Monday 3 April 2023

STATE FOREST LOGGING IN NSW AND BIODIVERSITY

For years many conservationists and scientists have been concerned about State Forests in NSW and the detrimental effect poor management has had on biodiversity and the natural landscape in general.  Forest Corporation, the body responsible for the management of our publicly-owned forests, has been criticised for mismanagement and for flagrant breaches of the weak regulations which are supposed to govern its operations.

Earlier this month NEFA (North East Forest Alliance) campaigner Dailan Pugh published a report on why public native forests in north-east NSW should be protected. 
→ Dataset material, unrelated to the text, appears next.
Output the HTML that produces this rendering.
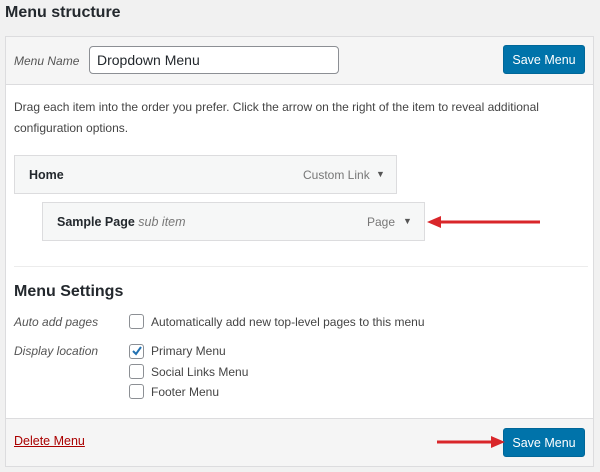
<!DOCTYPE html>
<html><head><style>
body{margin:0;width:600px;height:472px;background:#f1f1f1;font-family:"Liberation Sans",sans-serif;color:#23282d;position:relative;overflow:hidden}
.a{position:absolute}
.btn{background:#0073aa;color:#fff;font-size:12.5px;border-radius:3px;text-align:center;line-height:29px;width:82px;height:29px;border:1px solid #006799;box-sizing:border-box}
.cb{width:15px;height:15px;border:1px solid #8c8f94;border-radius:3px;background:#fff;box-sizing:border-box}
.t{font-size:12px;color:#444}
.i{font-style:italic;font-size:12px;color:#555}
</style></head><body>
<div class="a" style="left:5px;top:4px;font-size:16px;font-weight:bold">Menu structure</div>
<div class="a" style="left:5px;top:36px;width:589px;height:431px;border:1px solid #dcdcde;background:#fff;box-sizing:border-box"></div>
<div class="a" style="left:6px;top:37px;width:587px;height:47px;background:#f5f5f5;border-bottom:1px solid #dcdcde"></div>
<div class="a i" style="left:14px;top:54px">Menu Name</div>
<div class="a" style="left:89px;top:46px;width:250px;height:28px;border:1px solid #8c8f94;border-radius:4px;background:#fff;box-sizing:border-box;font-size:14px;line-height:26px;padding-left:7px">Dropdown Menu</div>
<div class="a btn" style="left:503px;top:45px">Save Menu</div>
<div class="a t" style="left:14px;top:97px;line-height:21px;width:550px">Drag each item into the order you prefer. Click the arrow on the right of the item to reveal additional configuration options.</div>
<div class="a" style="left:14px;top:155px;width:383px;height:39px;border:1px solid #dcdcde;background:#f6f7f7;box-sizing:border-box"></div>
<div class="a" style="left:29px;top:168px;font-size:12.5px;font-weight:bold">Home</div>
<div class="a" style="left:303px;top:168px;font-size:12px;color:#777">Custom Link</div>
<div class="a" style="left:376px;top:169px;font-size:9px;color:#555">▼</div>
<div class="a" style="left:42px;top:202px;width:383px;height:39px;border:1px solid #dcdcde;background:#f6f7f7;box-sizing:border-box"></div>
<div class="a" style="left:57px;top:215px;font-size:12.5px;font-weight:bold">Sample Page <span style="font-weight:normal;font-style:italic;color:#777">sub item</span></div>
<div class="a" style="left:367px;top:215px;font-size:12px;color:#777">Page</div>
<div class="a" style="left:403px;top:216px;font-size:9px;color:#555">▼</div>
<svg class="a" style="left:425px;top:214px" width="120" height="16"><path d="M14 8H115" stroke="#d9262a" stroke-width="3"/><path d="M2 8L16 2V14Z" fill="#d9262a"/></svg>
<div class="a" style="left:14px;top:266px;width:574px;height:1px;background:#ececec"></div>
<div class="a" style="left:14px;top:283px;font-size:16px;font-weight:bold">Menu Settings</div>
<div class="a i" style="left:14px;top:315px">Auto add pages</div>
<div class="a i" style="left:14px;top:344px">Display location</div>
<div class="a cb" style="left:129px;top:314px"></div><div class="a t" style="left:151px;top:315px">Automatically add new top-level pages to this menu</div>
<div class="a cb" style="left:129px;top:344px"></div><svg class="a" style="left:130px;top:344px" width="14" height="14"><path d="M3 7L6 10L11 3" stroke="#2271b1" stroke-width="2" fill="none"/></svg><div class="a t" style="left:151px;top:344px">Primary Menu</div>
<div class="a cb" style="left:129px;top:364px"></div><div class="a t" style="left:151px;top:365px">Social Links Menu</div>
<div class="a cb" style="left:129px;top:384px"></div><div class="a t" style="left:151px;top:385px">Footer Menu</div>
<div class="a" style="left:6px;top:418px;width:587px;height:47px;background:#f5f5f5;border-top:1px solid #dcdcde"></div>
<div class="a" style="left:14px;top:434px;font-size:12.5px;color:#a00;text-decoration:underline">Delete Menu</div>
<div class="a btn" style="left:503px;top:428px">Save Menu</div>
<svg class="a" style="left:435px;top:435px" width="72" height="14"><path d="M2 7H58" stroke="#d9262a" stroke-width="3"/><path d="M70 7L56 1V13Z" fill="#d9262a"/></svg>
</body></html>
He said that Forest Corporation was not just running down log volumes but was responsible for increased erosion which is depleting soils and polluting waters.  Other problems from its management include reduced streamflows following regrowth, increased weed growth because of frequent disturbances, and more wildfires.  So the survival of forest species is being increasingly threatened.

The native fauna dependent on these forests are severely impacted as our forests are degraded.  Fewer big trees and recruitment trees are being retained.  Mr Pugh points out that the bigger trees have the most nectar for browsing and stability for nesting and roosting and do not develop hollows in their branches and trunks until they are over 120 years old.  Seventy species (28%) of vertebrates in north-east NSW rely on tree hollows for dens, nests and roosts.  Hollows for the larger of these species will not develop until trees are over 220 years old.
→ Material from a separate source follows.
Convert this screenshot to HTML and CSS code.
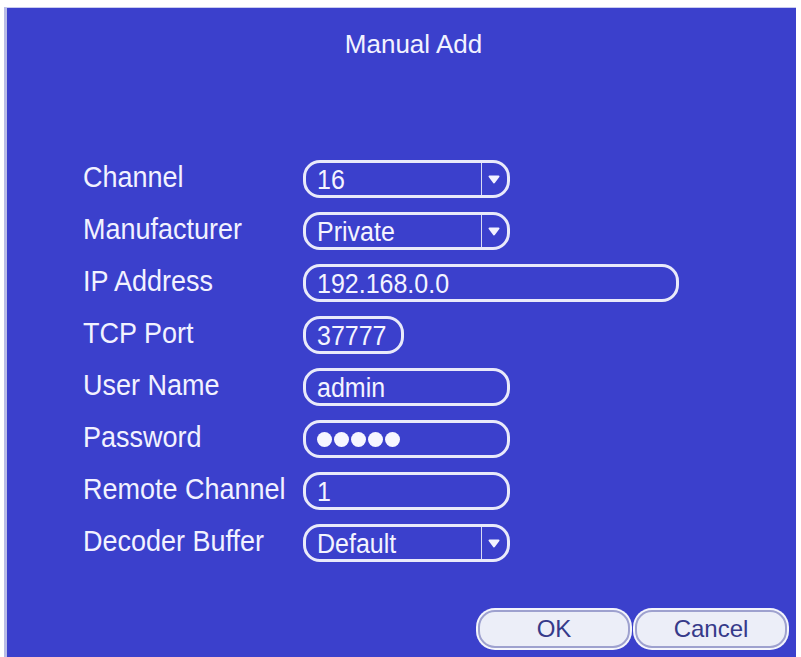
FILE: index.html
```html
<!DOCTYPE html>
<html>
<head>
<meta charset="utf-8">
<title>Manual Add</title>
<link rel="stylesheet" href="styles.css">
</head>
<body>
<div class="panel">
  <div class="title">Manual Add</div>
  <div class="form">
    <div class="row">
      <div class="label">Channel</div>
      <div class="field select"><span class="val">16</span><span class="arrow"><svg width="12" height="9" viewBox="0 0 12 9"><path d="M1.5 1.5 H10.5 L6 7.5 Z" fill="#f2f2ff" stroke="#f2f2ff" stroke-width="2" stroke-linejoin="round"/></svg></span></div>
    </div>
    <div class="row">
      <div class="label">Manufacturer</div>
      <div class="field select"><span class="val">Private</span><span class="arrow"><svg width="12" height="9" viewBox="0 0 12 9"><path d="M1.5 1.5 H10.5 L6 7.5 Z" fill="#f2f2ff" stroke="#f2f2ff" stroke-width="2" stroke-linejoin="round"/></svg></span></div>
    </div>
    <div class="row">
      <div class="label">IP Address</div>
      <div class="field wide"><span class="val">192.168.0.0</span></div>
    </div>
    <div class="row">
      <div class="label">TCP Port</div>
      <div class="field short"><span class="val">37777</span></div>
    </div>
    <div class="row">
      <div class="label">User Name</div>
      <div class="field"><span class="val">admin</span></div>
    </div>
    <div class="row">
      <div class="label">Password</div>
      <div class="field"><span class="dots"><i></i><i></i><i></i><i></i><i></i></span></div>
    </div>
    <div class="row">
      <div class="label">Remote Channel</div>
      <div class="field"><span class="val">1</span></div>
    </div>
    <div class="row">
      <div class="label">Decoder Buffer</div>
      <div class="field select"><span class="val">Default</span><span class="arrow"><svg width="12" height="9" viewBox="0 0 12 9"><path d="M1.5 1.5 H10.5 L6 7.5 Z" fill="#f2f2ff" stroke="#f2f2ff" stroke-width="2" stroke-linejoin="round"/></svg></span></div>
    </div>
  </div>
  <div class="buttons">
    <div class="btn">OK</div>
    <div class="btn">Cancel</div>
  </div>
</div>
</body>
</html>
```
FILE: styles.css
```css
html, body {
  margin: 0;
  padding: 0;
  background: #ffffff;
  overflow: hidden;
}
body {
  width: 801px;
  height: 657px;
  font-family: "Liberation Sans", Arial, sans-serif;
}
.panel {
  margin: 7px 0 0 4px;
  width: 792px;
  height: 660px;
  background: #3b40cc;
  border-left: 3px solid #b9bce6;
  border-top: 1px solid #c9cbef;
  padding-top: 21px;
  box-sizing: border-box;
  display: flex;
  flex-direction: column;
}
.title {
  color: #f2f2ff;
  font-size: 26px;
  line-height: 30px;
  text-align: center;
  padding-left: 24px;
}
.form {
  margin-top: 101px;
  padding-left: 76px;
  display: flex;
  flex-direction: column;
  gap: 14px;
}
.row {
  display: flex;
  align-items: center;
  height: 38px;
}
.label {
  width: 220px;
  color: #f2f2ff;
  font-size: 27px;
  line-height: 30px;
  margin-top: -4px;
  white-space: nowrap;
  transform: scaleY(1.1);
  transform-origin: left center;
}
.field {
  width: 207px;
  height: 38px;
  box-sizing: border-box;
  border: 3px solid #e9eafa;
  border-radius: 17px;
  display: flex;
  align-items: center;
  padding-left: 11px;
  color: #f4f4ff;
  font-size: 25px;
}
.field.wide { width: 376px; }
.field.short { width: 101px; }
.val {
  flex: 1;
  line-height: 30px;
  transform: scaleY(1.08);
  transform-origin: left center;
}
.select { padding-right: 0; }
.arrow {
  width: 25px;
  height: 100%;
  border-left: 1px solid #d8daf4;
  display: flex;
  align-items: center;
  justify-content: center;
}
.arrow svg { display: block; margin-left: -2px; }
.dots {
  display: flex;
  gap: 2px;
}
.dots i {
  width: 15px;
  height: 15px;
  border-radius: 50%;
  background: #f6f6ff;
}
.buttons {
  margin-top: 48px;
  display: flex;
  justify-content: flex-end;
  gap: 5px;
  padding-right: 9px;
}
.btn {
  width: 152px;
  height: 38px;
  box-sizing: border-box;
  background: #eceef8;
  border: 2px solid #9ea1cf;
  box-shadow: 0 0 0 2px #f4f5fc;
  border-radius: 17px;
  color: #363a8a;
  font-size: 24px;
  line-height: 34px;
  text-align: center;
}
```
He said, “Animals that rely on the resources provided by older trees are becoming increasingly endangered as their foods and homes are lost, populations decline and social systems collapse.  Other species reliant upon specialised understorey habitats or reliable stream flows are being similarly affected.”

While the biodiversity crisis in NSW extends across the broad landscape – that is, not just in State Forests – it is being made much worse by the continuation of unsustainable logging in our public native forests.

Demands to phase out native forest logging in NSW will grow until the government follows the Victorian and Western Australian lead.

-        Leonie Blain

Published in the "Voices for the Earth" column in The Clarence Valley Independent  22nd March 2023.